## [DATA LINES]

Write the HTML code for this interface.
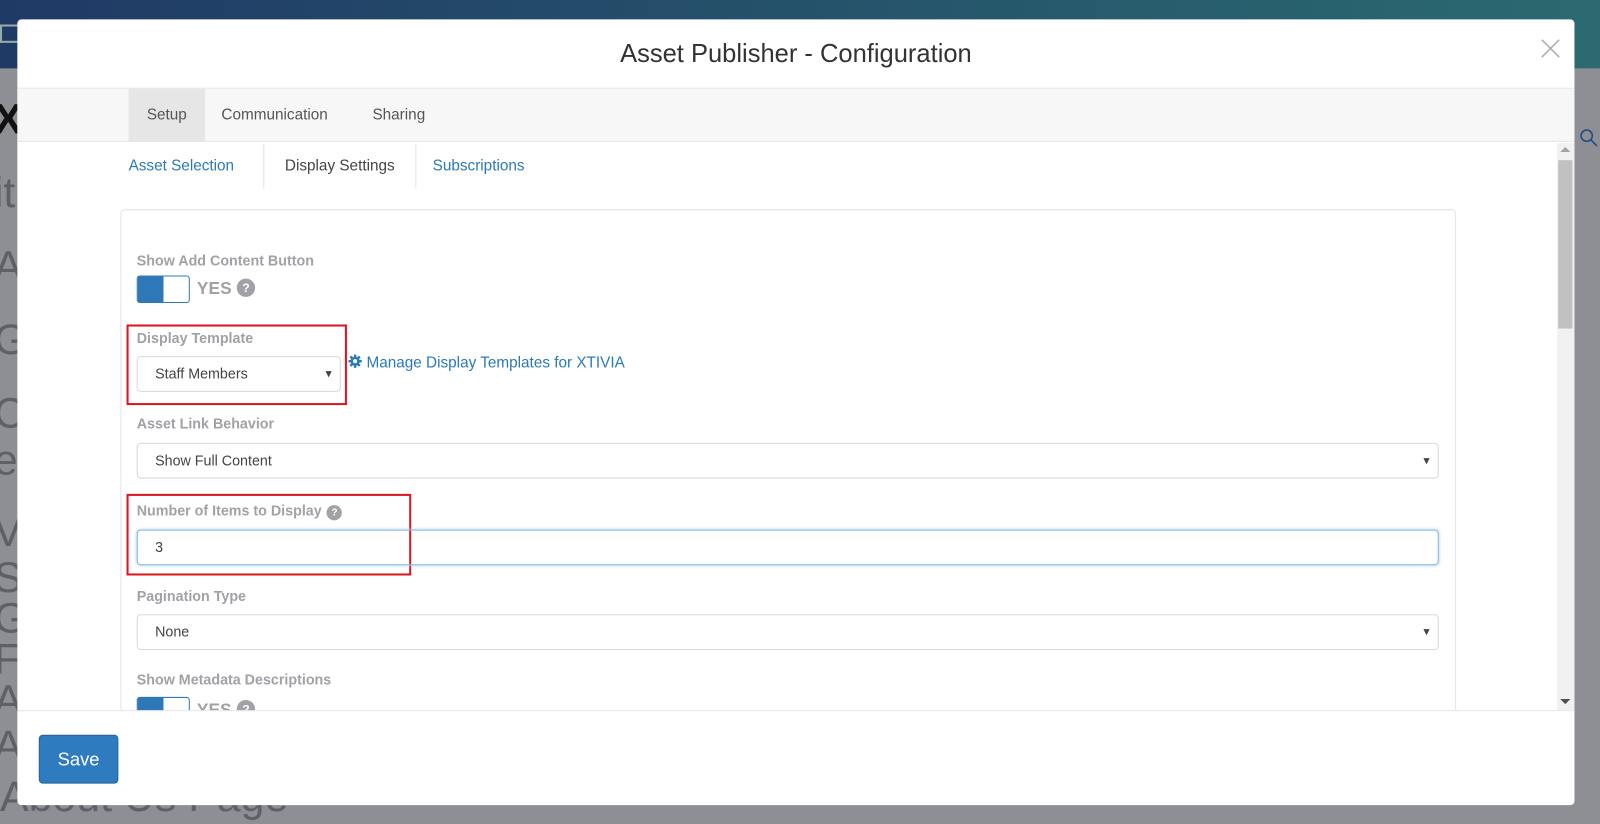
<!DOCTYPE html>
<html><head><style>
*{box-sizing:border-box;margin:0;padding:0}
body{width:1600px;height:824px;overflow:hidden;position:relative;background:#8d8f94;font-family:"Liberation Sans",sans-serif}
#w{position:absolute;left:0;top:0;width:1568px;height:808px;transform:scale(1.0204);transform-origin:0 0}
.top{position:absolute;left:0;top:0;width:1568px;height:67px;background:linear-gradient(90deg,#203a66,#2a6a70)}
.bgtxt{position:absolute;left:-6px;color:#5d6066;font-size:42px;line-height:42px}
.modal{position:absolute;left:17px;top:19px;width:1526px;height:770px;background:#fff;border-radius:4px;overflow:hidden}
.hdr{height:68px;border-bottom:1px solid #e5e5e5;text-align:center;font-size:25px;color:#333;line-height:68px}
.close{position:absolute;right:14px;top:19px;width:19px;height:19px}
.nav{position:absolute;top:68px;left:0;right:0;height:52px;background:#f7f7f7;border-bottom:1px solid #e5e5e5}
.nav span{position:absolute;top:0;height:52px;line-height:52px;font-size:15px;color:#555}
.body{position:absolute;top:121px;left:0;right:0;height:556px;overflow:hidden}
.tabs span{position:absolute;top:0;height:44px;line-height:44px;font-size:15px;color:#2a7ab8}
.panel{position:absolute;left:101px;top:65px;width:1309px;height:520px;border:1px solid #e3e3e3;border-radius:4px}
.lbl{position:absolute;left:117px;font-size:14px;font-weight:bold;color:#a0a2a6}
.sel{position:absolute;left:117px;height:35px;border:1px solid #d8d8d8;border-radius:4px;font-size:14px;color:#444;line-height:33px;padding-left:17px}
.dd:after{content:"▾";position:absolute;right:8px;top:0;font-size:12px;color:#444}
.tog{position:absolute;left:117px;width:52px;height:27px;border:1px solid #2f78b8;border-radius:3px;background:linear-gradient(90deg,#2f78b8 50%,#fff 50%)}
.yes{position:absolute;left:176px;font-size:17px;font-weight:bold;color:#a0a2a6}
.q{display:inline-block;width:18px;height:18px;border-radius:50%;background:#a0a2a6;color:#fff;font-size:12px;text-align:center;line-height:18px;vertical-align:2px;margin-left:5px}
.red{position:absolute;border:2px solid #d9171f}
.sb{position:absolute;right:0;top:0;width:17px;height:556px;background:#f1f1f1}
.foot{position:absolute;top:677px;left:0;right:0;height:93px;border-top:1px solid #e5e5e5}
.save{position:absolute;left:21px;top:23px;width:78px;height:48px;background:#2f7bbf;border:1px solid #24639a;border-radius:4px;color:#fff;font-size:18px;line-height:46px;text-align:center}
</style></head><body><div id="w">
<div class="top"></div>
<div style="position:absolute;left:0;top:24px;width:17px;height:18px;border:2px solid #9aa;border-right:none"></div>
<div class="bgtxt" style="top:96px;color:#111;font-weight:bold">X</div>
<div class="bgtxt" style="top:168px">it</div>
<div class="bgtxt" style="top:240px">Ac</div>
<div class="bgtxt" style="top:312px">Gc</div>
<div class="bgtxt" style="top:384px">Co</div>
<div class="bgtxt" style="top:430px">ee</div>
<div class="bgtxt" style="top:500px">Vi</div>
<div class="bgtxt" style="top:545px">Sr</div>
<div class="bgtxt" style="top:585px">Gl</div>
<div class="bgtxt" style="top:625px">Fo</div>
<div class="bgtxt" style="top:665px">Ar</div>
<div class="bgtxt" style="top:710px">Al</div>
<div class="bgtxt" style="top:760px;left:0">About Us Page</div>
<svg style="position:absolute;left:1548px;top:126px" width="18" height="18" viewBox="0 0 18 18"><circle cx="7" cy="7" r="5.5" fill="none" stroke="#234d86" stroke-width="1.6"/><path d="M11 11L17 17" stroke="#234d86" stroke-width="1.6"/></svg>
<div class="modal">
 <div class="hdr">Asset Publisher - Configuration</div>
 <svg class="close" viewBox="0 0 20 20"><path d="M1 1L19 19M19 1L1 19" stroke="#aaa" stroke-width="1.5"/></svg>
 <div class="nav">
  <span style="left:109px;width:75px;background:#e6e6e6;text-align:center">Setup</span>
  <span style="left:200px">Communication</span>
  <span style="left:348px">Sharing</span>
 </div>
 <div class="body">
  <div class="tabs">
   <span style="left:109px;top:1px">Asset Selection</span>
   <span style="left:241px;width:150px;border-left:1px solid #e3e3e3;border-right:1px solid #e3e3e3;color:#444;text-align:center;top:1px">Display Settings</span>
   <span style="left:407px;top:1px">Subscriptions</span>
  </div>
  <div class="panel"></div>
  <div class="lbl" style="top:107px">Show Add Content Button</div>
  <div class="tog" style="top:130px"></div>
  <div class="yes" style="top:133px">YES<span class="q">?</span></div>
  <div class="red" style="left:107px;top:178px;width:216px;height:79px"></div>
  <div class="lbl" style="top:183px">Display Template</div>
  <div class="sel dd" style="top:209px;width:200px">Staff Members</div>
  <div style="position:absolute;left:324px;top:207px;font-size:15px;color:#2a7ab8"><svg width="14" height="14" viewBox="0 0 14 14" style="vertical-align:-1px"><g fill="#2a7ab8"><circle cx="7" cy="7" r="4.5"/><rect x="5.8" y="0.5" width="2.4" height="13"/><rect x="0.5" y="5.8" width="13" height="2.4"/><rect x="5.8" y="0.5" width="2.4" height="13" transform="rotate(45 7 7)"/><rect x="5.8" y="0.5" width="2.4" height="13" transform="rotate(-45 7 7)"/></g><circle cx="7" cy="7" r="2" fill="#fff"/></svg> Manage Display Templates for XTIVIA</div>
  <div class="lbl" style="top:267px">Asset Link Behavior</div>
  <div class="sel dd" style="top:294px;width:1276px">Show Full Content</div>
  <div class="red" style="left:107px;top:344px;width:279px;height:80px"></div>
  <div class="lbl" style="top:352px">Number of Items to Display<span class="q" style="width:15px;height:15px;line-height:15px;font-size:10px;vertical-align:0">?</span></div>
  <div class="sel" style="top:379px;width:1276px;border-color:#80b5e0;box-shadow:0 0 3px #a9cdeb">3</div>
  <div class="lbl" style="top:436px">Pagination Type</div>
  <div class="sel dd" style="top:462px;width:1276px">None</div>
  <div class="lbl" style="top:518px">Show Metadata Descriptions</div>
  <div class="tog" style="top:543px"></div>
  <div class="yes" style="top:546px">YES<span class="q">?</span></div>
  <div class="sb"><div style="position:absolute;left:3px;top:4px;width:0;height:0;border:5px solid transparent;border-bottom-color:#a3a3a3;border-top:0"></div><div style="position:absolute;left:1px;top:17px;width:14px;height:165px;background:#c1c1c1"></div><div style="position:absolute;left:3px;bottom:6px;width:0;height:0;border:5px solid transparent;border-top-color:#505050;border-bottom:0"></div></div>
 </div>
 <div class="foot"><div class="save">Save</div></div>
</div>
</div></body></html>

## [GIVEN REQUEST]
Leaving out the pictures, repeat the data above exactly.

## [EXERCISE ANSWER]
Write the HTML code for this interface.
<!DOCTYPE html>
<html><head><style>
*{box-sizing:border-box;margin:0;padding:0}
body{width:1600px;height:824px;overflow:hidden;position:relative;background:#8d8f94;font-family:"Liberation Sans",sans-serif}
#w{position:absolute;left:0;top:0;width:1568px;height:808px;transform:scale(1.0204);transform-origin:0 0}
.top{position:absolute;left:0;top:0;width:1568px;height:67px;background:linear-gradient(90deg,#203a66,#2a6a70)}
.bgtxt{position:absolute;left:-6px;color:#5d6066;font-size:42px;line-height:42px}
.modal{position:absolute;left:17px;top:19px;width:1526px;height:770px;background:#fff;border-radius:4px;overflow:hidden}
.hdr{height:68px;border-bottom:1px solid #e5e5e5;text-align:center;font-size:25px;color:#333;line-height:68px}
.close{position:absolute;right:14px;top:19px;width:19px;height:19px}
.nav{position:absolute;top:68px;left:0;right:0;height:52px;background:#f7f7f7;border-bottom:1px solid #e5e5e5}
.nav span{position:absolute;top:0;height:52px;line-height:52px;font-size:15px;color:#555}
.body{position:absolute;top:121px;left:0;right:0;height:556px;overflow:hidden}
.tabs span{position:absolute;top:0;height:44px;line-height:44px;font-size:15px;color:#2a7ab8}
.panel{position:absolute;left:101px;top:65px;width:1309px;height:520px;border:1px solid #e3e3e3;border-radius:4px}
.lbl{position:absolute;left:117px;font-size:14px;font-weight:bold;color:#a0a2a6}
.sel{position:absolute;left:117px;height:35px;border:1px solid #d8d8d8;border-radius:4px;font-size:14px;color:#444;line-height:33px;padding-left:17px}
.dd:after{content:"▾";position:absolute;right:8px;top:0;font-size:12px;color:#444}
.tog{position:absolute;left:117px;width:52px;height:27px;border:1px solid #2f78b8;border-radius:3px;background:linear-gradient(90deg,#2f78b8 50%,#fff 50%)}
.yes{position:absolute;left:176px;font-size:17px;font-weight:bold;color:#a0a2a6}
.q{display:inline-block;width:18px;height:18px;border-radius:50%;background:#a0a2a6;color:#fff;font-size:12px;text-align:center;line-height:18px;vertical-align:2px;margin-left:5px}
.red{position:absolute;border:2px solid #d9171f}
.sb{position:absolute;right:0;top:0;width:17px;height:556px;background:#f1f1f1}
.foot{position:absolute;top:677px;left:0;right:0;height:93px;border-top:1px solid #e5e5e5}
.save{position:absolute;left:21px;top:23px;width:78px;height:48px;background:#2f7bbf;border:1px solid #24639a;border-radius:4px;color:#fff;font-size:18px;line-height:46px;text-align:center}
</style></head><body><div id="w">
<div class="top"></div>
<div style="position:absolute;left:0;top:24px;width:17px;height:18px;border:2px solid #9aa;border-right:none"></div>
<div class="bgtxt" style="top:96px;color:#111;font-weight:bold">X</div>
<div class="bgtxt" style="top:168px">it</div>
<div class="bgtxt" style="top:240px">Ac</div>
<div class="bgtxt" style="top:312px">Gc</div>
<div class="bgtxt" style="top:384px">Co</div>
<div class="bgtxt" style="top:430px">ee</div>
<div class="bgtxt" style="top:500px">Vi</div>
<div class="bgtxt" style="top:545px">Sr</div>
<div class="bgtxt" style="top:585px">Gl</div>
<div class="bgtxt" style="top:625px">Fo</div>
<div class="bgtxt" style="top:665px">Ar</div>
<div class="bgtxt" style="top:710px">Al</div>
<div class="bgtxt" style="top:760px;left:0">About Us Page</div>
<svg style="position:absolute;left:1548px;top:126px" width="18" height="18" viewBox="0 0 18 18"><circle cx="7" cy="7" r="5.5" fill="none" stroke="#234d86" stroke-width="1.6"/><path d="M11 11L17 17" stroke="#234d86" stroke-width="1.6"/></svg>
<div class="modal">
 <div class="hdr">Asset Publisher - Configuration</div>
 <svg class="close" viewBox="0 0 20 20"><path d="M1 1L19 19M19 1L1 19" stroke="#aaa" stroke-width="1.5"/></svg>
 <div class="nav">
  <span style="left:109px;width:75px;background:#e6e6e6;text-align:center">Setup</span>
  <span style="left:200px">Communication</span>
  <span style="left:348px">Sharing</span>
 </div>
 <div class="body">
  <div class="tabs">
   <span style="left:109px;top:1px">Asset Selection</span>
   <span style="left:241px;width:150px;border-left:1px solid #e3e3e3;border-right:1px solid #e3e3e3;color:#444;text-align:center;top:1px">Display Settings</span>
   <span style="left:407px;top:1px">Subscriptions</span>
  </div>
  <div class="panel"></div>
  <div class="lbl" style="top:107px">Show Add Content Button</div>
  <div class="tog" style="top:130px"></div>
  <div class="yes" style="top:133px">YES<span class="q">?</span></div>
  <div class="red" style="left:107px;top:178px;width:216px;height:79px"></div>
  <div class="lbl" style="top:183px">Display Template</div>
  <div class="sel dd" style="top:209px;width:200px">Staff Members</div>
  <div style="position:absolute;left:324px;top:207px;font-size:15px;color:#2a7ab8"><svg width="14" height="14" viewBox="0 0 14 14" style="vertical-align:-1px"><g fill="#2a7ab8"><circle cx="7" cy="7" r="4.5"/><rect x="5.8" y="0.5" width="2.4" height="13"/><rect x="0.5" y="5.8" width="13" height="2.4"/><rect x="5.8" y="0.5" width="2.4" height="13" transform="rotate(45 7 7)"/><rect x="5.8" y="0.5" width="2.4" height="13" transform="rotate(-45 7 7)"/></g><circle cx="7" cy="7" r="2" fill="#fff"/></svg> Manage Display Templates for XTIVIA</div>
  <div class="lbl" style="top:267px">Asset Link Behavior</div>
  <div class="sel dd" style="top:294px;width:1276px">Show Full Content</div>
  <div class="red" style="left:107px;top:344px;width:279px;height:80px"></div>
  <div class="lbl" style="top:352px">Number of Items to Display<span class="q" style="width:15px;height:15px;line-height:15px;font-size:10px;vertical-align:0">?</span></div>
  <div class="sel" style="top:379px;width:1276px;border-color:#80b5e0;box-shadow:0 0 3px #a9cdeb">3</div>
  <div class="lbl" style="top:436px">Pagination Type</div>
  <div class="sel dd" style="top:462px;width:1276px">None</div>
  <div class="lbl" style="top:518px">Show Metadata Descriptions</div>
  <div class="tog" style="top:543px"></div>
  <div class="yes" style="top:546px">YES<span class="q">?</span></div>
  <div class="sb"><div style="position:absolute;left:3px;top:4px;width:0;height:0;border:5px solid transparent;border-bottom-color:#a3a3a3;border-top:0"></div><div style="position:absolute;left:1px;top:17px;width:14px;height:165px;background:#c1c1c1"></div><div style="position:absolute;left:3px;bottom:6px;width:0;height:0;border:5px solid transparent;border-top-color:#505050;border-bottom:0"></div></div>
 </div>
 <div class="foot"><div class="save">Save</div></div>
</div>
</div></body></html>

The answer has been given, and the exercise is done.